*RECORDS FOR THIS EXERCISE:*

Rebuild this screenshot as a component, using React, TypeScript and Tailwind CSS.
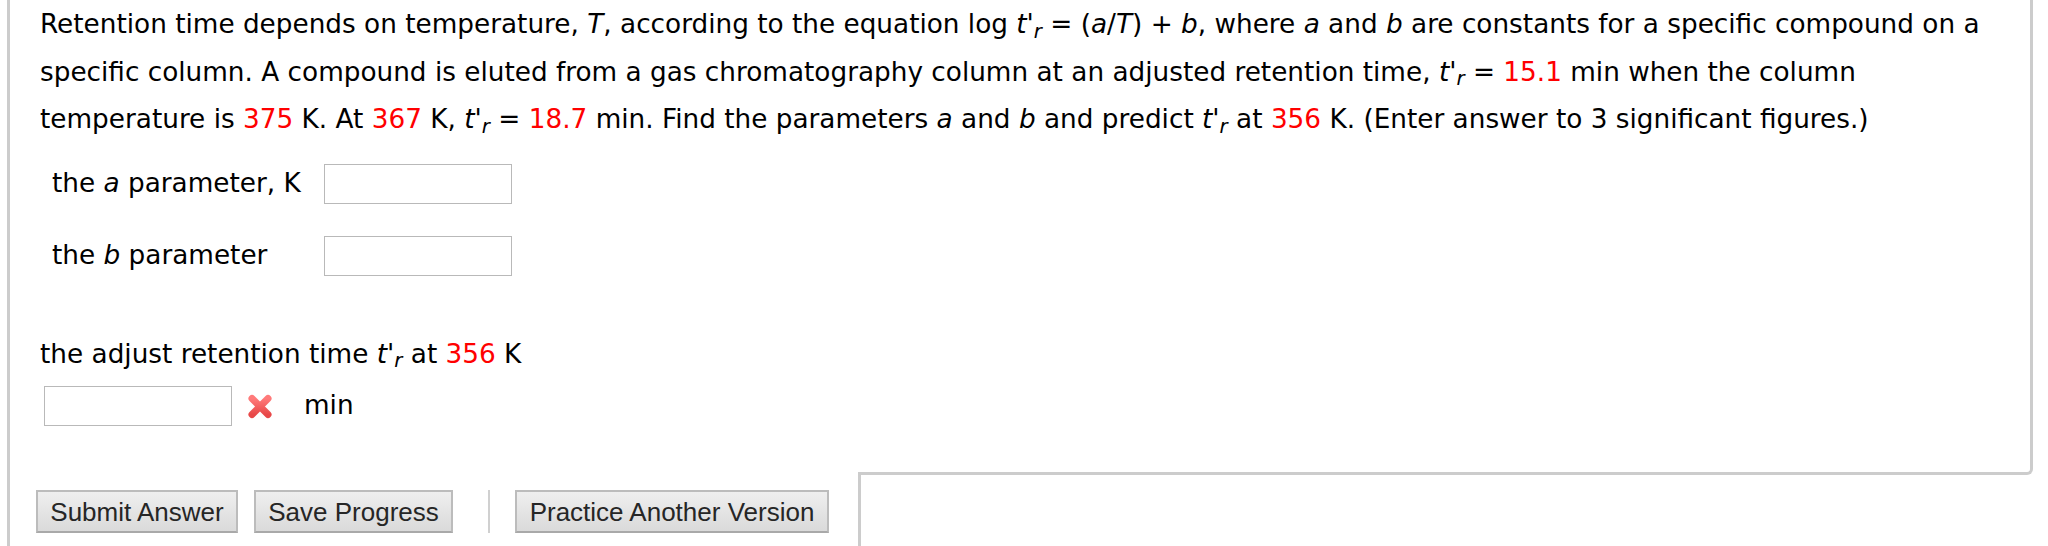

* * *

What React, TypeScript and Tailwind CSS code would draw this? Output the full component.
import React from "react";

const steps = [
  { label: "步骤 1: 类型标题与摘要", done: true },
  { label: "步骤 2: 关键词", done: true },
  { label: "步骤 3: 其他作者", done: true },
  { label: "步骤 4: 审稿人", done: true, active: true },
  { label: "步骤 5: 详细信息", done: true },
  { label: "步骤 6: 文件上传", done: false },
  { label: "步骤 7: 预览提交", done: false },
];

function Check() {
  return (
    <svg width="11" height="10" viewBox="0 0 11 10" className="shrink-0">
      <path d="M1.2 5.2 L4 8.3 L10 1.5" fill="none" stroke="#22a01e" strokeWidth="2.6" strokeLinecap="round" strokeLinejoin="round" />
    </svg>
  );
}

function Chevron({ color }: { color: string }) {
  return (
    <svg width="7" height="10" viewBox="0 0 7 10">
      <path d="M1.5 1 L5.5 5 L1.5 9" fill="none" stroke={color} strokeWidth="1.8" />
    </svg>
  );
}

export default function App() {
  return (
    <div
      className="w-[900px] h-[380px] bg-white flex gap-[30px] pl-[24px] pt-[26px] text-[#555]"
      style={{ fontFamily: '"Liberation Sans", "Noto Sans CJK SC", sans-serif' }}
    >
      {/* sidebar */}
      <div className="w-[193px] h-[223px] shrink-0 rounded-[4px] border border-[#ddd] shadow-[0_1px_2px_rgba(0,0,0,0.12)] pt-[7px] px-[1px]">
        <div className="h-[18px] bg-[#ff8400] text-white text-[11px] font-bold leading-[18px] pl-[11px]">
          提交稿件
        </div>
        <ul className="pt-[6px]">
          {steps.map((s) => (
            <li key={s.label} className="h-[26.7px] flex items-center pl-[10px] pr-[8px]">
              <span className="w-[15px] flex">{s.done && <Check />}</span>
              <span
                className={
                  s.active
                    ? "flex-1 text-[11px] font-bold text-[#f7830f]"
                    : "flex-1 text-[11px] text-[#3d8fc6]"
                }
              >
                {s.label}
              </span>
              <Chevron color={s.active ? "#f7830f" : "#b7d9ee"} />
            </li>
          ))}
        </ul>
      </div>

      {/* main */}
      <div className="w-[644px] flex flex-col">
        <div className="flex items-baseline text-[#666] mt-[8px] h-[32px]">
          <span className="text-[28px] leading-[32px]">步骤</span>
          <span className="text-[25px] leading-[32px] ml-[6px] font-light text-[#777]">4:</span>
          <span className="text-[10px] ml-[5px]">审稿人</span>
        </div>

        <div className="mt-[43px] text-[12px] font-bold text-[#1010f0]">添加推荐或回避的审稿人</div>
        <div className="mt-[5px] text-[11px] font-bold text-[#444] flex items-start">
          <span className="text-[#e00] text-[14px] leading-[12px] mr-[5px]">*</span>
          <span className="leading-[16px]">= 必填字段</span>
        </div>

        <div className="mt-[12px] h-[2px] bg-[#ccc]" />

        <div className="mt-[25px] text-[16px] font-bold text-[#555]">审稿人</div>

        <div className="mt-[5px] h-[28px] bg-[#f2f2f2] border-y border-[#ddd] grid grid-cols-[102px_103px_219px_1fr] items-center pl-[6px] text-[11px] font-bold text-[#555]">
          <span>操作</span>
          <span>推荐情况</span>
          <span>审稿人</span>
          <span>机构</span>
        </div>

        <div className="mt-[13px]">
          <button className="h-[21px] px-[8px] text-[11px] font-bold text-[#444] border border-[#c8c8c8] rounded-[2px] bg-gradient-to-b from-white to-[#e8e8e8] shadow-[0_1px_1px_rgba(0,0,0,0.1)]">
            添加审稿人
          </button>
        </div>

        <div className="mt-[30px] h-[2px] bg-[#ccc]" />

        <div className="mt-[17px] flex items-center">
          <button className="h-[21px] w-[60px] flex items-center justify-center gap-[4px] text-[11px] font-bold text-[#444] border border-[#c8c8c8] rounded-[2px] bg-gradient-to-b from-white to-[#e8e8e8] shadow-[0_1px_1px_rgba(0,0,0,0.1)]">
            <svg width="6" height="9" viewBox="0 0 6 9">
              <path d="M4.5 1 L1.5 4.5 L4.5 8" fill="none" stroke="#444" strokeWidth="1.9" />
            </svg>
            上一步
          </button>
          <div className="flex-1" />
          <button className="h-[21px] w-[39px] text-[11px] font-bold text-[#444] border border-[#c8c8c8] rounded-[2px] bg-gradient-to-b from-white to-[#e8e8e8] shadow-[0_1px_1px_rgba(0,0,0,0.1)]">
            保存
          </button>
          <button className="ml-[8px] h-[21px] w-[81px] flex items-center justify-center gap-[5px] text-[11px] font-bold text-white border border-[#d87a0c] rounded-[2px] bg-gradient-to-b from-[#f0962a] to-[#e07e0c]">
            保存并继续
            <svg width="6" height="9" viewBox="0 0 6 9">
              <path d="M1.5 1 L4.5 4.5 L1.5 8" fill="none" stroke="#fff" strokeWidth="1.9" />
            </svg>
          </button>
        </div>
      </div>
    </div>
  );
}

==

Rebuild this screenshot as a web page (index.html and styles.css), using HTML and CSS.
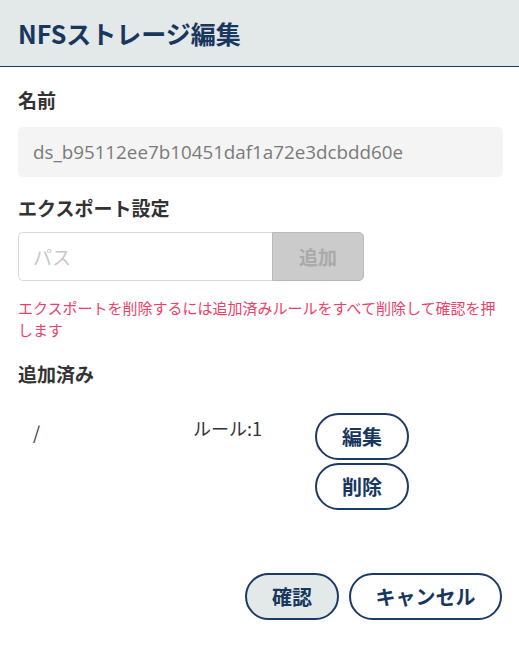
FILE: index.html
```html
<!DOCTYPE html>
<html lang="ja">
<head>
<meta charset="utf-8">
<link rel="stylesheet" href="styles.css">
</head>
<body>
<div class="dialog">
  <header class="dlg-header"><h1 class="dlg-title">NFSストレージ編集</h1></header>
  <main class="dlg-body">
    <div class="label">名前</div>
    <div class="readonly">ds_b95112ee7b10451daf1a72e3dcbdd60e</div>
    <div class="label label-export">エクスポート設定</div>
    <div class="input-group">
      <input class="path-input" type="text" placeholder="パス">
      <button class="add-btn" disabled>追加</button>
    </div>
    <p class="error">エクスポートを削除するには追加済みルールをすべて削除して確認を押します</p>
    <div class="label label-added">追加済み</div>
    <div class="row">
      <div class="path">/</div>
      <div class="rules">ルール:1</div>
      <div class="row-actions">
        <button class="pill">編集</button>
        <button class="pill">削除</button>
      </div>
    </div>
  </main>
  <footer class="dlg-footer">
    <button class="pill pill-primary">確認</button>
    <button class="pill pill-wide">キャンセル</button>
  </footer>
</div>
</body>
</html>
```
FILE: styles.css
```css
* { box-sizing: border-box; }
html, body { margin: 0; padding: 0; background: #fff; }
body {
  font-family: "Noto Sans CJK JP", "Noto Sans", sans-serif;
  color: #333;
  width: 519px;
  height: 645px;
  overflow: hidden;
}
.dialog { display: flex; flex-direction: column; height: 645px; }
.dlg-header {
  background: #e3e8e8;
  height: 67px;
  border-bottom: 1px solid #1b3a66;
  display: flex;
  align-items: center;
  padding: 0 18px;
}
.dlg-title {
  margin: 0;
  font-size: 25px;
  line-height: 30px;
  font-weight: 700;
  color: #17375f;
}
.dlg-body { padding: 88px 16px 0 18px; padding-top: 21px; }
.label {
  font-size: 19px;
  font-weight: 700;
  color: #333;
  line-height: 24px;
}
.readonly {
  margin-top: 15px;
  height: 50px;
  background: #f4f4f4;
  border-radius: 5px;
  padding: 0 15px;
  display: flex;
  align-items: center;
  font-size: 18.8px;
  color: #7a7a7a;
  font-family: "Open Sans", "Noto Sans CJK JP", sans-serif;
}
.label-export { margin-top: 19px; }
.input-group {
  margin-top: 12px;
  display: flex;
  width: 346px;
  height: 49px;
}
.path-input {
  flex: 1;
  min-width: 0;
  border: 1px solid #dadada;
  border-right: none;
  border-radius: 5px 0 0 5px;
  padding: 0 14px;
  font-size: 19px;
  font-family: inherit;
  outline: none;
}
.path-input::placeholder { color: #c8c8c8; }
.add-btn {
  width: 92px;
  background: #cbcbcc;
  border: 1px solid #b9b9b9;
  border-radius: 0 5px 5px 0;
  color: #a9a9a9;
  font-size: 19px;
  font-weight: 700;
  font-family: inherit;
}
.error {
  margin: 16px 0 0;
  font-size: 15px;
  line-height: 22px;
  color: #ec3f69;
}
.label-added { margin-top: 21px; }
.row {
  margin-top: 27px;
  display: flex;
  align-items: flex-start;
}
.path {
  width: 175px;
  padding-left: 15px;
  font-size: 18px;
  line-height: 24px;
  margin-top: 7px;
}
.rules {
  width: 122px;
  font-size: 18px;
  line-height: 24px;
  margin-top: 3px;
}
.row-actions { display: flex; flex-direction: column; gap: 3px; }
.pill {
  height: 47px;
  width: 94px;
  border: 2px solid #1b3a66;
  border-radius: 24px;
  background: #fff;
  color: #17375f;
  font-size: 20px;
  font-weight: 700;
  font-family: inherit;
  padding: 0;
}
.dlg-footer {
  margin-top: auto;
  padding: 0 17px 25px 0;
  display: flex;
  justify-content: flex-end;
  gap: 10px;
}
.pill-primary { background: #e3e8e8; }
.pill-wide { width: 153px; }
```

*INSTRUCTION:* Select every line of the records holding the string "index".

*FULL RESPONSE:*
Rebuild this screenshot as a web page (index.html and styles.css), using HTML and CSS.
FILE: index.html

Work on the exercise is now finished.